## Start RECORDS PROVIDED
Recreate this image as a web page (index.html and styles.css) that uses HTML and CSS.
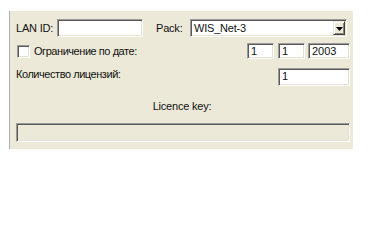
FILE: index.html
```html
<!DOCTYPE html>
<html>
<head>
<meta charset="utf-8">
<link rel="stylesheet" href="styles.css">
</head>
<body>
<div class="panel">
  <div class="row r1">
    <span class="lbl lan-lbl">LAN ID:</span>
    <div class="edit lan"></div>
    <span class="lbl pack-lbl">Pack:</span>
    <div class="edit combo">
      <span class="combo-text">WIS_Net-3</span>
      <div class="drop">
        <svg width="7" height="4" viewBox="0 0 7 4"><path d="M0 0H7L3.5 4Z" fill="#000"/></svg>
      </div>
    </div>
  </div>
  <div class="row r2">
    <span class="chk"></span>
    <span class="lbl cyr">Ограничение по дате:</span>
    <div class="dates">
      <div class="edit d1"><span class="val">1</span></div>
      <div class="edit d2"><span class="val">1</span></div>
      <div class="edit d3"><span class="val">2003</span></div>
    </div>
  </div>
  <div class="row r3">
    <span class="lbl cyr">Количество лицензий:</span>
    <div class="edit count"><span class="val">1</span></div>
  </div>
  <div class="row r4">
    <span class="lbl">Licence key:</span>
  </div>
  <div class="row r5">
    <div class="edit key"></div>
  </div>
</div>
</body>
</html>
```

FILE: styles.css
```css
* { box-sizing: border-box; }
html, body {
  margin: 0;
  padding: 0;
  background: #ffffff;
}
body {
  font-family: "Liberation Sans", Arial, sans-serif;
  font-size: 11px;
  color: #111;
}
.panel {
  margin: 11px 0 0 9px;
  width: 344px;
  height: 138px;
  background: #ece9d8;
  border-left: 1px solid #a7b0be;
  padding: 8px 3px 0 6px;
}
.row {
  display: flex;
  align-items: center;
}
.lbl {
  line-height: 13px;
  white-space: nowrap;
  letter-spacing: -0.2px;
}
.lbl.cyr { letter-spacing: -0.45px; }
.edit {
  background: #fff;
  border-top: 1px solid #9a9a9a;
  border-left: 1px solid #9a9a9a;
  border-right: 1px solid #fff;
  border-bottom: 1px solid #fff;
  box-shadow: inset 1px 1px 0 #5a5a5a, inset -1px -1px 0 #e4e1d2;
  display: flex;
  align-items: center;
}
.val {
  padding-left: 3px;
  line-height: 13px;
}
.r1 { height: 18px; }
.lan-lbl { width: 41px; }
.lan { width: 86px; height: 18px; }
.pack-lbl { margin-left: 13px; width: 34px; }
.combo {
  width: 157px;
  height: 18px;
  padding: 1px 1px 1px 3px;
  justify-content: space-between;
}
.combo-text { line-height: 13px; letter-spacing: -0.2px; }
.drop {
  width: 12px;
  height: 14px;
  background: #ece9d8;
  border-top: 1px solid #ece9d8;
  border-left: 1px solid #ece9d8;
  border-right: 1px solid #404040;
  border-bottom: 1px solid #404040;
  box-shadow: inset 1px 1px 0 #fff, inset -1px -1px 0 #8a877a;
  display: flex;
  align-items: center;
  justify-content: center;
}
.drop svg { display: block; margin-top: 1px; }
.r2 { margin-top: 6px; height: 16px; }
.chk {
  width: 13px;
  height: 13px;
  margin-left: 1px;
  margin-right: 4px;
  background: #fff;
  border-top: 1px solid #9a9a9a;
  border-left: 1px solid #9a9a9a;
  border-right: 1px solid #fff;
  border-bottom: 1px solid #fff;
  box-shadow: inset 1px 1px 0 #5a5a5a, inset -1px -1px 0 #e4e1d2;
}
.dates {
  margin-left: auto;
  display: flex;
}
.dates .edit { height: 16px; }
.d1 { width: 27px; }
.d2 { width: 27px; margin-left: 4px; }
.d3 { width: 42px; margin-left: 3px; }
.r3 {
  margin-top: 9px;
  align-items: flex-start;
  justify-content: space-between;
}
.count { width: 72px; height: 18px; align-items: flex-start; padding-top: 1px; }
.r4 {
  margin-top: 14px;
  justify-content: center;
  padding-right: 2px;
}
.r5 { margin-top: 10px; }
.key {
  width: 334px;
  height: 19px;
  background: #ece9d8;
}
```
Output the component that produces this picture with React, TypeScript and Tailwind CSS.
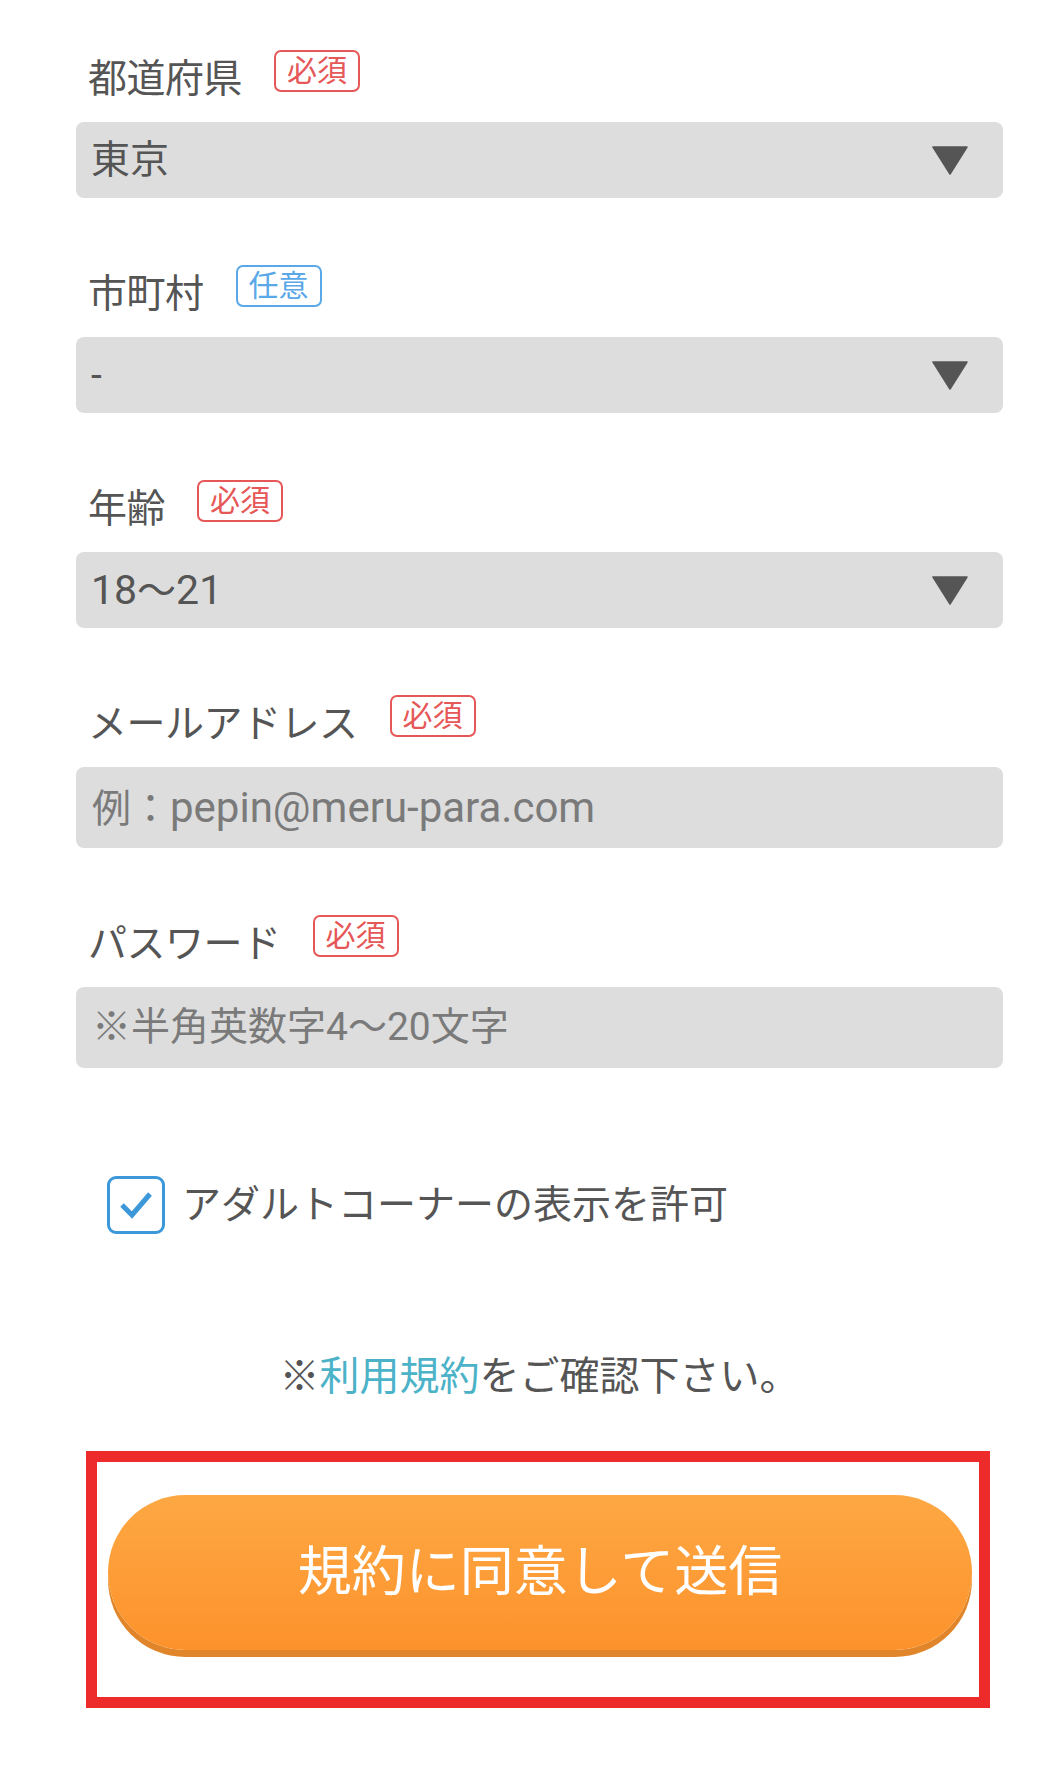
import React from 'react';

type Field = {
  label: string;
  required: boolean;
  kind: 'select' | 'input';
  value?: React.ReactNode;
  placeholder?: React.ReactNode;
};

const fields: Field[] = [
  { label: '都道府県', required: true, kind: 'select', value: '東京' },
  { label: '市町村', required: false, kind: 'select', value: '-' },
  {
    label: '年齢',
    required: true,
    kind: 'select',
    value: (
      <>
        <span className="text-[41px]">18</span>～<span className="text-[41px]">21</span>
      </>
    ),
  },
  {
    label: 'メールアドレス',
    required: true,
    kind: 'input',
    placeholder: (
      <>
        例：<span className="text-[42px]">pepin@meru-para.com</span>
      </>
    ),
  },
  { label: 'パスワード', required: true, kind: 'input', placeholder: '※半角英数字4～20文字' },
];

const Badge: React.FC<{ required: boolean }> = ({ required }) =>
  required ? (
    <span className="h-[42px] px-[11px] flex items-center rounded-[7px] border-[2.5px] border-[#e65757] text-[#e65757] text-[30px] leading-none">
      必須
    </span>
  ) : (
    <span className="h-[42px] px-[11px] flex items-center rounded-[7px] border-[2.5px] border-[#5aa8e8] text-[#5aa8e8] text-[30px] leading-none">
      任意
    </span>
  );

const Caret = () => (
  <svg width="36" height="29" viewBox="0 0 36 29" className="shrink-0">
    <polygon points="1,1 35,1 18,28" fill="#555555" stroke="#555555" strokeWidth="1.5" strokeLinejoin="round" />
  </svg>
);

export default function App() {
  return (
    <div className="min-h-[1788px] bg-white font-[Roboto,'Noto_Sans_CJK_JP',sans-serif] text-[#555]">
      <div className="pl-[76px] pr-[57px] pt-[50px]">
        {fields.map((f) => (
          <div key={f.label} className="mb-[67px]">
            <div className="h-[58px] flex items-start gap-[32px] pl-[12px] mb-[14px]">
              <span className="text-[39px] leading-[58px] tracking-[-0.5px]">{f.label}</span>
              <Badge required={f.required} />
            </div>
            {f.kind === 'select' ? (
              <div className="h-[76px] rounded-[8px] bg-[#dddddd] flex items-center justify-between pl-[15px] pr-[35px]">
                <span className="text-[39px] leading-none">{f.value}</span>
                <Caret />
              </div>
            ) : (
              <div className="h-[81px] rounded-[8px] bg-[#dddddd] flex items-center pl-[16px] text-[39px] leading-none text-[#7a7a7a]">
                <span>{f.placeholder}</span>
              </div>
            )}
          </div>
        ))}

        <label className="flex items-center gap-[17px] ml-[31px] mt-[108px]">
          <span className="w-[58px] h-[58px] rounded-[9px] border-[3px] border-[#3c98d8] flex items-center justify-center">
            <svg width="34" height="28" viewBox="0 0 34 28">
              <polyline points="3,14 13,24 31,3" fill="none" stroke="#3c98d8" strokeWidth="5" />
            </svg>
          </span>
          <span className="text-[39px] leading-none">アダルトコーナーの表示を許可</span>
        </label>

        <p className="mt-[113px] h-[60px] leading-[60px] text-center text-[40px]">
          ※<span className="text-[#4bb2c8]">利用規約</span>をご確認下さい。
        </p>

        <div className="mt-[44px] ml-[10px] w-[904px] border-[11px] border-[#ee2b2b] pt-[33px] pb-[47px]">
          <button className="ml-[11px] w-[864px] h-[155px] rounded-full bg-gradient-to-b from-[#fda843] to-[#fd922b] shadow-[0_7px_0_#e0852a] text-white text-[54px] leading-none">
            規約に同意して送信
          </button>
        </div>
      </div>
    </div>
  );
}
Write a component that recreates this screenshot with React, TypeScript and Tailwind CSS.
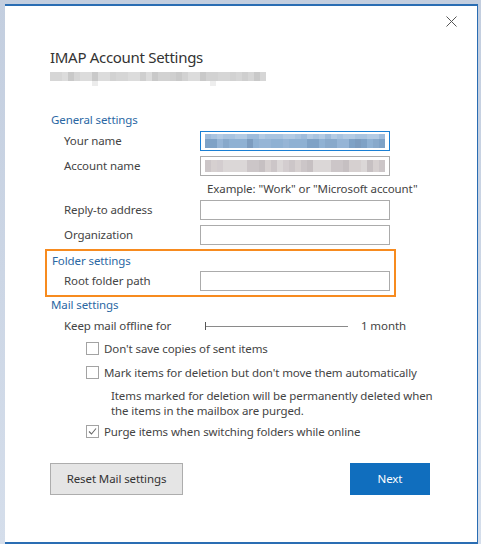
import React from "react"

const font = { fontFamily: '"Noto Sans", "Open Sans", sans-serif' }

// pseudo random mosaic (the screenshot hides personal data this way)
function rand(seed: number) {
  let s = seed
  return () => {
    s = (s * 16807) % 2147483647
    return s / 2147483647
  }
}

function Mosaic({
  cols,
  rows,
  seed,
  palette,
  size,
  rowHeight,
}: {
  cols: number
  rows: number
  seed: number
  palette: string[]
  size: number
  rowHeight: number
}) {
  const r = rand(seed)
  r()
  r()
  const rects: React.ReactNode[] = []
  for (let y = 0; y < rows; y++) {
    for (let x = 0; x < cols; x++) {
      const c = palette[Math.floor(r() * palette.length)]
      rects.push(<rect key={y + "-" + x} x={x * size} y={y * rowHeight} width={size} height={rowHeight} fill={c} />)
    }
  }
  return (
    <svg width={cols * size} height={rows * rowHeight} shapeRendering="crispEdges" className="block shrink-0">
      {rects}
    </svg>
  )
}

function TextInput({ focused, children }: { focused?: boolean; children?: React.ReactNode }) {
  return (
    <div
      className={
        "w-[190px] h-[20px] bg-white border flex items-center px-[4px] overflow-hidden " +
        (focused ? "border-[#1a7fd4]" : "border-[#ababab]")
      }
    >
      {children}
    </div>
  )
}

function Row({ label, children }: { label: string; children?: React.ReactNode }) {
  return (
    <div className="flex items-center">
      <span className="w-[150px] pl-[14px] text-[11.5px] tracking-[-0.1px] text-[#444]">{label}</span>
      {children}
    </div>
  )
}

function Heading({ children }: { children: React.ReactNode }) {
  return <div className="pl-[1px] text-[11.5px] tracking-[-0.1px] text-[#2a67a3] leading-[16px]">{children}</div>
}

function Checkbox({ checked, label }: { checked?: boolean; label: string }) {
  return (
    <div className="flex items-center pl-[36px]">
      <div className="w-[13px] h-[13px] border border-[#a3a3a3] bg-white flex items-center justify-center">
        {checked && (
          <svg width="9" height="9" viewBox="0 0 9 9">
            <path d="M1 4.5 L3.5 7 L8 1.5" fill="none" stroke="#6a6a6a" strokeWidth="1.1" />
          </svg>
        )}
      </div>
      <span className="ml-[5px] text-[11.5px] tracking-[-0.1px] text-[#444]">{label}</span>
    </div>
  )
}

export default function App() {
  return (
    <div className="w-[481px] h-[544px] bg-gradient-to-b from-[#c3cedf] to-[#d5deeb] pt-[4px] pl-[5px]" style={font}>
      <div className="w-[473px] h-[540px] bg-white border-t-2 border-r border-b-2 border-[#2a6db3] flex flex-col">
        <div className="flex justify-end pt-[10px] pr-[20px]">
          <svg width="11" height="11" viewBox="0 0 11 11">
            <path d="M0.5 0.5 L10.5 10.5 M10.5 0.5 L0.5 10.5" stroke="#555" strokeWidth="1" />
          </svg>
        </div>

        <div className="pl-[45px] flex flex-col">
          <div className="mt-[20px] text-[15px] tracking-[-0.3px] text-[#333] leading-[20px]">IMAP Account Settings</div>
          <div className="mt-[5px] flex flex-col">
            <Mosaic cols={36} rows={1} seed={7} palette={["#cfcfcf", "#d6d6d6", "#c9c9c9", "#dcdcdc", "#d2d2d2"]} size={6} rowHeight={9} />
            <div className="flex">
              <div className="w-[42px]" />
              <div className="w-[6px] h-[5px] bg-[#ececec]" />
              <div className="w-[112px]" />
              <div className="w-[6px] h-[5px] bg-[#eeeeee]" />
            </div>
          </div>

          <div className="mt-[26px]">
            <Heading>General settings</Heading>
          </div>
          <div className="mt-[3px] flex flex-col gap-[5px]">
            <Row label="Your name">
              <TextInput focused>
                <div className="flex flex-col">
                  <Mosaic cols={30} rows={1} seed={5} palette={["#a9c4e0", "#b3cbe4", "#9fbcdb"]} size={6} rowHeight={5} />
                  <Mosaic cols={30} rows={1} seed={3} palette={["#8fb1d3", "#7fa2c6", "#96b5d6", "#88a9cb", "#7c9cbf"]} size={6} rowHeight={9} />
                </div>
              </TextInput>
            </Row>
            <Row label="Account name">
              <TextInput>
                <Mosaic cols={30} rows={1} seed={11} palette={["#d6d0d0", "#ccc6c8", "#dbd7d7", "#c6c0c2", "#d3cdcf"]} size={6} rowHeight={12} />
              </TextInput>
            </Row>
          </div>
          <div className="pl-[157px] mt-[4px] text-[11.5px] tracking-[-0.1px] text-[#444] leading-[18px]">
            Example: "Work" or "Microsoft account"
          </div>
          <div className="mt-[2px] flex flex-col gap-[5px]">
            <Row label="Reply-to address">
              <TextInput />
            </Row>
            <Row label="Organization">
              <TextInput />
            </Row>
          </div>

          <div className="mt-[4px] -ml-[5px] w-[351px] border-2 border-[#f78b1f] pl-[4px] pt-[2px] pb-[4px]">
            <Heading>Folder settings</Heading>
            <div className="mt-[2px] flex items-center">
              <span className="w-[149px] pl-[13px] text-[11.5px] tracking-[-0.1px] text-[#444]">Root folder path</span>
              <TextInput />
            </div>
          </div>

          <div className="mt-[0px]">
            <Heading>Mail settings</Heading>
          </div>
          <div className="mt-[4px] flex items-center h-[18px]">
            <span className="w-[155px] pl-[14px] text-[11.5px] tracking-[-0.1px] text-[#444]">Keep mail offline for</span>
            <div className="w-[143px] h-[8px] flex items-center">
              <div className="w-[1px] h-[8px] bg-[#555]" />
              <div className="flex-1 h-[1px] bg-[#8a8a8a]" />
            </div>
            <span className="ml-[13px] text-[11.5px] tracking-[-0.1px] text-[#444]">1 month</span>
          </div>

          <div className="mt-[5px] flex flex-col">
            <Checkbox label="Don't save copies of sent items" />
            <div className="mt-[7px]">
              <Checkbox label="Mark items for deletion but don't move them automatically" />
            </div>
            <div className="mt-[6px] ml-[61px] w-[326px] text-[11.5px] tracking-[-0.1px] text-[#444] leading-[15px]">
              Items marked for deletion will be permanently deleted when the items in the mailbox are purged.
            </div>
            <div className="mt-[5px]">
              <Checkbox checked label="Purge items when switching folders while online" />
            </div>
          </div>

          <div className="mt-[23px] flex items-center">
            <button className="w-[133px] h-[32px] bg-[#e5e5e5] border border-[#adadad] text-[11.5px] tracking-[-0.1px] text-[#333]">
              Reset Mail settings
            </button>
            <button className="ml-[167px] w-[80px] h-[32px] bg-[#106ebe] text-[11.5px] tracking-[-0.1px] text-white">Next</button>
          </div>
        </div>
      </div>
    </div>
  )
}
## End RECORDS PROVIDED
__PROBLEM STATEMENT__
Find every line in the records that contains the word "index"; copy those lines.

__ANSWER TO THE EXERCISE__
Recreate this image as a web page (index.html and styles.css) that uses HTML and CSS.
FILE: index.html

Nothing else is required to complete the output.